His speech came amid Trump’s continued march through the Republican primary calendar, following a win Tuesday in Arizona that increased his delegate lead and edged him closer toward securing the nomination before the convention in Cleveland.
Ryan has taken the lead in criticizing Trump for not forcefully repudiating the support his campaign has received from white supremacists and for the violence happening at his rallies. Yet each time, Ryan has refused to repudiate Trump’s candidacy should he emerge as the Republican nominee, leading to repeated questions about the controversial candidate.
In recent days, however, Ryan has become openly irked by the issue, telling reporters Tuesday morning at the weekly news conference with the entire GOP leadership team that he would not “take the bait” on Trump-related questions.
It’s a difficult balancing act for Ryan, who has publicly tried to remain neutral in the race, as he will be the co-chairman of the Republican National Convention in Cleveland in July and could be called upon to officiate disputes over delegate counts if neither Trump nor Sen. Ted Cruz (R-Tex.) secures the tally required to cinch the nomination. At the same time, Ryan has had to beat down loud whispers from friends and supporters who view him as the perfect unity candidate at a disputed convention to win the backing of a large majority of delegates.

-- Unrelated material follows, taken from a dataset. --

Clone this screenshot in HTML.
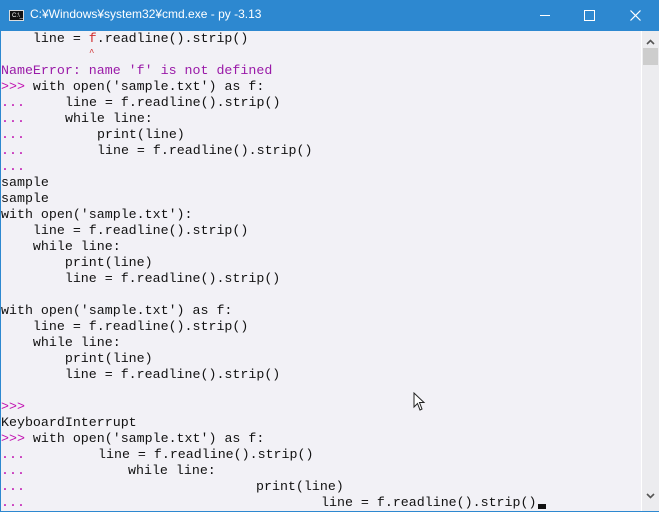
<!DOCTYPE html>
<html><head><meta charset="utf-8"><style>
html,body{margin:0;padding:0;}
body{width:659px;height:512px;position:relative;overflow:hidden;background:#f2f1f6;font-family:"Liberation Mono","Noto Sans CJK JP",monospace;}
.tb{position:absolute;left:0;top:0;width:659px;height:31px;background:#2d88d0;}
.tb .t{position:absolute;left:30px;top:7px;color:#fff;font:12px "Liberation Sans","Noto Sans CJK JP",sans-serif;}
.ic{position:absolute;left:9px;top:10px;width:15px;height:11px;background:#111;border:1px solid #ddd;box-sizing:border-box;}
.ic span{position:absolute;left:2px;top:2px;color:#fff;font:6px "Liberation Sans",sans-serif;line-height:6px;}
.row{position:absolute;left:1px;height:16px;line-height:16px;font-size:13.3px;color:#111;white-space:pre;}
.m{color:#c010b0;}
.p{color:#9a1aa8;}
.sb{position:absolute;left:641px;top:31px;width:17px;height:480px;background:#ececef;border-left:1px solid #fff;}
.bd{position:absolute;background:#2d88d0;}
</style></head><body>
<div class="tb">
<div class="ic"><span>C:\_</span></div>
<div class="t">C:¥Windows¥system32¥cmd.exe - py  -3.13</div>
<div style="position:absolute;left:540px;top:15px;width:10px;height:1px;background:#fff"></div>
<div style="position:absolute;left:584px;top:10px;width:9px;height:9px;border:1px solid #fff"></div>
<svg style="position:absolute;left:630px;top:10px" width="11" height="11"><path d="M0.5 0.5L10.5 10.5M10.5 0.5L0.5 10.5" stroke="#fff" stroke-width="1.2"/></svg>
</div>
<div class="bd" style="left:0;top:31px;width:1px;height:481px"></div>
<div class="bd" style="left:658px;top:31px;width:1px;height:481px"></div>
<div class="bd" style="left:0;top:511px;width:659px;height:1px"></div>
<div class="sb">
<svg style="position:absolute;left:4px;top:8px" width="9" height="6"><path d="M1 5L4.5 1.5L8 5" stroke="#555" stroke-width="1.6" fill="none"/></svg>
<div style="position:absolute;left:1px;top:17px;width:15px;height:17px;background:#cdcdcd"></div>
<svg style="position:absolute;left:4px;top:462px" width="9" height="6"><path d="M1 1L4.5 4.5L8 1" stroke="#555" stroke-width="1.6" fill="none"/></svg>
</div>

<div class="row" style="top:31px">    line = <span style="color:#d03030">f</span>.readline().strip()</div>
<div class="row" style="top:45px;left:89px;color:#d03030;font-size:9px">^</div>
<div class="row p" style="top:63px">NameError: name 'f' is not defined</div>
<div class="row" style="top:79px"><span class="m">&gt;&gt;&gt;</span> with open('sample.txt') as f:</div>
<div class="row m" style="top:95px">...</div><div class="row" style="top:95px;left:65px">line = f.readline().strip()</div>
<div class="row m" style="top:111px">...</div><div class="row" style="top:111px;left:65px">while line:</div>
<div class="row m" style="top:127px">...</div><div class="row" style="top:127px;left:97px">print(line)</div>
<div class="row m" style="top:143px">...</div><div class="row" style="top:143px;left:97px">line = f.readline().strip()</div>
<div class="row m" style="top:159px">...</div>
<div class="row" style="top:175px">sample</div>
<div class="row" style="top:191px">sample</div>
<div class="row" style="top:207px">with open('sample.txt'):</div>
<div class="row" style="top:223px">    line = f.readline().strip()</div>
<div class="row" style="top:239px">    while line:</div>
<div class="row" style="top:255px">        print(line)</div>
<div class="row" style="top:271px">        line = f.readline().strip()</div>
<div class="row" style="top:303px">with open('sample.txt') as f:</div>
<div class="row" style="top:319px">    line = f.readline().strip()</div>
<div class="row" style="top:335px">    while line:</div>
<div class="row" style="top:351px">        print(line)</div>
<div class="row" style="top:367px">        line = f.readline().strip()</div>
<div class="row m" style="top:399px">&gt;&gt;&gt;</div>
<div class="row" style="top:415px">KeyboardInterrupt</div>
<div class="row" style="top:431px"><span class="m">&gt;&gt;&gt;</span> with open('sample.txt') as f:</div>
<div class="row m" style="top:447px">...</div><div class="row" style="top:447px;left:98px">line = f.readline().strip()</div>
<div class="row m" style="top:463px">...</div><div class="row" style="top:463px;left:128px">while line:</div>
<div class="row m" style="top:479px">...</div><div class="row" style="top:479px;left:256px">print(line)</div>
<div class="row m" style="top:495px">...</div><div class="row" style="top:495px;left:321px">line = f.readline().strip()</div>
<div style="position:absolute;left:538px;top:504px;width:8px;height:5px;background:#111"></div>
<svg style="position:absolute;left:413px;top:392px" width="13" height="20"><path d="M1 1L1 15L4.5 11.5L7 18L9 17L6.5 10.5L11 10.5Z" fill="#fff" stroke="#222" stroke-width="1"/></svg>
</body></html>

Congressional Democrats have mocked Ryan with each critique of Trump — most recently regarding the violence at some of his rallies — because each time the speaker has also added that he will support whomever the nominee is coming out of the convention. A spokesman for House Minority Leader Nancy Pelosi (D-Calif.) linked the past five years of congressional standoffs with President Obama to the rise of Trump and his heated campaign rhetoric this year. “A runaway Republican primary constantly reminds the American people of the extreme policy positions advocated by so many in the House Republican Conference,” Drew Hammill said in a statement.
Ryan’s speech came amid a debate among some “movement” conservatives about whether he owes it to their cause to more forcefully inject himself into the “Stop Trump” or “Never Trump” efforts. But he continued to hold off those calls Wednesday. There was only one indirect mention of Trump — in the first question from an intern — and the speaker made clear he would not address any of the candidates specifically.
Instead, he told the crowd that playing “identity politics” could not win a national election, something he ascribed to both parties but an issue that has closely followed Trump’s anti-immigration campaign. The path to victory is by winning over voters through the best ideas, he said.
“Instead of being timid, we go bold,” Ryan said, adding later, “We don’t insult them into agreeing with us.”
In an unusually personal portion of the question-and-answer session, he explained his own failing during Obama’s first term, when he was prone to talking about “makers and takers” in society to divide up entrepreneurs and people living off government subsidies.
After serving as the Republican vice-presidential nominee in 2012 — when GOP candidate Mitt Romney made a similar comment about “47 percent” of voters living off the government — Ryan spent the next two years privately visiting urban activists and religious leaders working with ex-prisoners.
“I was callous,” Ryan said of his previous attitude.